-- START --

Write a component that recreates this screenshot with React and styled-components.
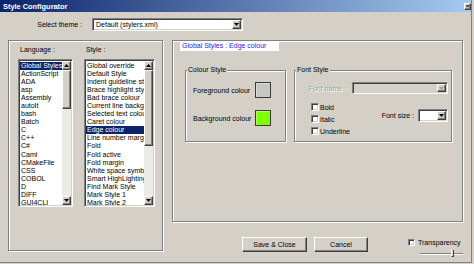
import React from "react";
import styled, { createGlobalStyle } from "styled-components";

const GlobalStyle = createGlobalStyle`
  * { box-sizing: border-box; }
  html, body { margin: 0; padding: 0; background: #d4d0c8; }
  body {
    font-family: "Liberation Sans", Arial, sans-serif;
    font-size: 7px;
    color: #000;
  }
`;

const languages = [
  "Global Styles", "ActionScript", "ADA", "asp", "Assembly", "autoIt",
  "bash", "Batch", "C", "C++", "C#", "Caml", "CMakeFile", "CSS",
  "COBOL", "D", "DIFF", "GUI4CLI",
];

const styleNames = [
  "Global override", "Default Style", "Indent guideline style",
  "Brace highlight style", "Bad brace colour", "Current line background colour",
  "Selected text colour", "Caret colour", "Edge colour", "Line number margin",
  "Fold", "Fold active", "Fold margin", "White space symbol",
  "Smart HighLighting", "Find Mark Style", "Mark Style 1", "Mark Style 2",
];

const sunken = `
  border: 1px solid;
  border-color: #808080 #ffffff #ffffff #808080;
  box-shadow: inset 1px 1px 0 #404040, inset -1px -1px 0 #d4d0c8;
`;

const raised = `
  border: 1px solid;
  border-color: #ffffff #404040 #404040 #ffffff;
  box-shadow: inset -1px -1px 0 #808080;
  background: #d4d0c8;
`;

const etched = `
  border: 1px solid #808080;
  box-shadow: inset 1px 1px 0 #ffffff, 1px 1px 0 #ffffff;
`;

const Window = styled.div`
  width: 472px;
  height: 263px;
  display: flex;
  flex-direction: column;
  background: #d4d0c8;
  border-right: 1px solid #808080;
  border-bottom: 1px solid #808080;
`;

const TitleBar = styled.div`
  height: 12px;
  display: flex;
  align-items: center;
  justify-content: space-between;
  padding-left: 3px;
  background: linear-gradient(to right, #0a246a, #a6caf0);
  color: #fff;
  font-weight: bold;
  font-size: 7.4px;
`;

const CloseBox = styled.div`
  ${raised}
  width: 7px;
  height: 7px;
  display: flex;
  align-items: center;
  justify-content: center;
  color: #000;
  font-size: 6px;
  line-height: 5px;
  font-weight: bold;
`;

const Body = styled.div`
  flex: 1;
  display: flex;
  flex-direction: column;
  padding: 6px 0 0 8px;
`;

const ThemeRow = styled.div`
  display: flex;
  align-items: center;
  height: 13px;
`;

const ThemeLabel = styled.span`
  width: 74px;
  margin-right: 10px;
  text-align: right;
`;

const Combo = styled.div`
  ${sunken}
  width: ${(p) => p.$w}px;
  height: ${(p) => p.$h}px;
  display: flex;
  background: ${(p) => (p.$disabled ? "#d4d0c8" : "#ffffff")};
  padding: 1px;
`;

const ComboText = styled.span`
  flex: 1;
  display: flex;
  align-items: center;
  padding-left: 2px;
  white-space: nowrap;
  overflow: hidden;
`;

const ArrowButton = styled.div`
  ${raised}
  width: ${(p) => p.$w || 9}px;
  height: ${(p) => p.$h ? `${p.$h}px` : "auto"};
  display: flex;
  align-items: center;
  justify-content: center;
  flex-shrink: 0;
`;

const Arrow = ({ up, color = "#000" }) => (
  <svg width="5" height="3" viewBox="0 0 5 3">
    <polygon points={up ? "0,3 5,3 2.5,0" : "0,0 5,0 2.5,3"} fill={color} />
  </svg>
);

const MainRow = styled.div`
  display: flex;
  gap: 9px;
  margin-top: 9px;
`;

const LeftGroup = styled.div`
  ${etched}
  width: 155px;
  height: 211px;
  padding: 5px 0 0 9px;
  display: flex;
  gap: 11px;
`;

const ListColumn = styled.div`
  display: flex;
  flex-direction: column;
  gap: 5px;
  width: ${(p) => p.$w}px;
`;

const ColumnLabel = styled.span`
  line-height: 8px;
  padding-left: 2px;
`;

const ListBox = styled.div`
  ${sunken}
  height: 148px;
  background: #fff;
  display: flex;
  padding: 1px;
  overflow: hidden;
`;

const Items = styled.div`
  flex: 1;
  min-width: 0;
  overflow: hidden;
  padding-top: 0.5px;
`;

const Row = styled.div`
  height: 8.1px;
  line-height: 8.1px;
  padding-left: 1px;
  white-space: nowrap;
  overflow: hidden;
  background: ${(p) => (p.$selected ? "#0a246a" : "transparent")};
  color: ${(p) => (p.$selected ? "#fff" : "#000")};
`;

const ScrollBar = styled.div`
  width: 9px;
  display: flex;
  flex-direction: column;
  background: #eceae6;
`;

const Thumb = styled.div`
  ${raised}
  height: ${(p) => p.$h}px;
`;

const Spacer = styled.div`
  flex: 1;
`;

const RightColumn = styled.div`
  width: 291px;
  display: flex;
  flex-direction: column;
`;

const RightPanel = styled.div`
  ${etched}
  height: 182px;
  padding-left: 7px;
  display: flex;
  flex-direction: column;
`;

const PathLabel = styled.div`
  width: 99px;
  height: 10px;
  line-height: 10px;
  padding-left: 2px;
  background: #fff;
  color: #2424dc;
  white-space: nowrap;
`;

const GroupRow = styled.div`
  display: flex;
  gap: 8px;
  margin: 19px 0 0 5px;
`;

const CaptionGroup = styled.div`
  ${etched}
  position: relative;
  width: ${(p) => p.$w}px;
  height: 72px;
`;

const Caption = styled.span`
  position: absolute;
  top: -5px;
  left: 1px;
  padding: 0 1px;
  line-height: 8px;
  background: #d4d0c8;
`;

const ColourGrid = styled.div`
  display: grid;
  grid-template-columns: 1fr 16px;
  row-gap: 12px;
  align-items: center;
  padding: 11px 14px 0 7px;
`;

const Swatch = styled.div`
  width: 16px;
  height: 16px;
  background: ${(p) => p.$color};
  border: 1px solid #3a3a3a;
  box-shadow: inset 1px 1px 0 rgba(255, 255, 255, 0.35);
`;

const FontBody = styled.div`
  display: flex;
  flex-direction: column;
  padding: 11px 3px 0 0;
`;

const FontNameRow = styled.div`
  display: flex;
  justify-content: flex-end;
  align-items: center;
  gap: 6px;
`;

const DisabledLabel = styled.span`
  color: #a0a0a0;
  text-shadow: 1px 1px 0 #fff;
`;

const OptionsRow = styled.div`
  display: flex;
  justify-content: space-between;
  align-items: flex-start;
  margin-top: 9px;
`;

const CheckList = styled.div`
  display: flex;
  flex-direction: column;
  gap: 4px;
  padding-left: 16px;
`;

const CheckItem = styled.label`
  display: flex;
  align-items: center;
  gap: ${(p) => p.$gap || 1}px;
  height: 8px;
  white-space: nowrap;
`;

const CheckBox = styled.span`
  ${sunken}
  width: ${(p) => p.$size || 8}px;
  height: ${(p) => p.$size || 8}px;
  background: #fff;
  flex-shrink: 0;
`;

const FontSize = styled.div`
  display: flex;
  align-items: center;
  gap: 4px;
  margin-top: 6px;
`;

const BottomRow = styled.div`
  display: flex;
  align-items: flex-start;
  padding-left: 70px;
  margin-top: 15px;
`;

const Button = styled.button`
  ${raised}
  width: ${(p) => p.$w}px;
  height: 15px;
  margin-right: 7px;
  padding: 0;
  font-family: inherit;
  font-size: 7px;
  color: #000;
`;

const Transparency = styled.div`
  display: flex;
  flex-direction: column;
  margin-left: 33px;
  padding-top: 1px;
`;

const Slider = styled.div`
  position: relative;
  width: 43px;
  height: 8px;
  margin: 4px 0 0 12px;
`;

const SliderTrack = styled.div`
  margin-top: 3px;
  height: 2px;
  border-top: 1px solid #808080;
  border-bottom: 1px solid #fff;
`;

const SliderThumb = styled.div`
  position: absolute;
  left: 31px;
  top: 0;
  width: 3px;
  height: 7px;
  background: #d4d0c8;
  border-left: 1px solid #fff;
  border-right: 1px solid #404040;
  border-bottom: 1px solid #404040;
`;

function List({ items, selected, thumb }) {
  return (
    <ListBox>
      <Items>
        {items.map((it) => (
          <Row key={it} $selected={it === selected}>
            {it}
          </Row>
        ))}
      </Items>
      <ScrollBar>
        <ArrowButton $h={9}>
          <Arrow up />
        </ArrowButton>
        <Thumb $h={thumb} />
        <Spacer />
        <ArrowButton $h={9}>
          <Arrow />
        </ArrowButton>
      </ScrollBar>
    </ListBox>
  );
}

export default function App() {
  return (
    <>
      <GlobalStyle />
      <Window>
        <TitleBar>
          <span>Style Configurator</span>
          <CloseBox>×</CloseBox>
        </TitleBar>
        <Body>
          <ThemeRow>
            <ThemeLabel>Select theme :</ThemeLabel>
            <Combo $w={151} $h={13}>
              <ComboText>Default (stylers.xml)</ComboText>
              <ArrowButton>
                <Arrow />
              </ArrowButton>
            </Combo>
          </ThemeRow>
          <MainRow>
            <LeftGroup>
              <ListColumn $w={55}>
                <ColumnLabel>Language :</ColumnLabel>
                <List items={languages} selected="Global Styles" thumb={39} />
              </ListColumn>
              <ListColumn $w={71}>
                <ColumnLabel>Style :</ColumnLabel>
                <List items={styleNames} selected="Edge colour" thumb={76} />
              </ListColumn>
            </LeftGroup>
            <RightColumn>
              <RightPanel>
                <PathLabel>Global Styles : Edge colour</PathLabel>
                <GroupRow>
                  <CaptionGroup $w={101}>
                    <Caption>Colour Style</Caption>
                    <ColourGrid>
                      <span>Foreground colour</span>
                      <Swatch $color="#c6c6c6" />
                      <span>Background colour</span>
                      <Swatch $color="#80ff00" />
                    </ColourGrid>
                  </CaptionGroup>
                  <CaptionGroup $w={158}>
                    <Caption>Font Style</Caption>
                    <FontBody>
                      <FontNameRow>
                        <DisabledLabel>Font name :</DisabledLabel>
                        <Combo $w={96} $h={12} $disabled>
                          <ComboText />
                          <ArrowButton>
                            <Arrow color="#a0a0a0" />
                          </ArrowButton>
                        </Combo>
                      </FontNameRow>
                      <OptionsRow>
                        <CheckList>
                          <CheckItem>
                            <CheckBox />
                            Bold
                          </CheckItem>
                          <CheckItem>
                            <CheckBox />
                            Italic
                          </CheckItem>
                          <CheckItem>
                            <CheckBox />
                            Underline
                          </CheckItem>
                        </CheckList>
                        <FontSize>
                          <span>Font size :</span>
                          <Combo $w={30} $h={13}>
                            <ComboText />
                            <ArrowButton>
                              <Arrow />
                            </ArrowButton>
                          </Combo>
                        </FontSize>
                      </OptionsRow>
                    </FontBody>
                  </CaptionGroup>
                </GroupRow>
              </RightPanel>
              <BottomRow>
                <Button $w={65}>Save &amp; Close</Button>
                <Button $w={54}>Cancel</Button>
                <Transparency>
                  <CheckItem $gap={3}>
                    <CheckBox $size={7} />
                    Transparency
                  </CheckItem>
                  <Slider>
                    <SliderTrack />
                    <SliderThumb />
                  </Slider>
                </Transparency>
              </BottomRow>
            </RightColumn>
          </MainRow>
        </Body>
      </Window>
    </>
  );
}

-- END --

Figure out how many lines above include the string "components", then report that number and nothing else.

2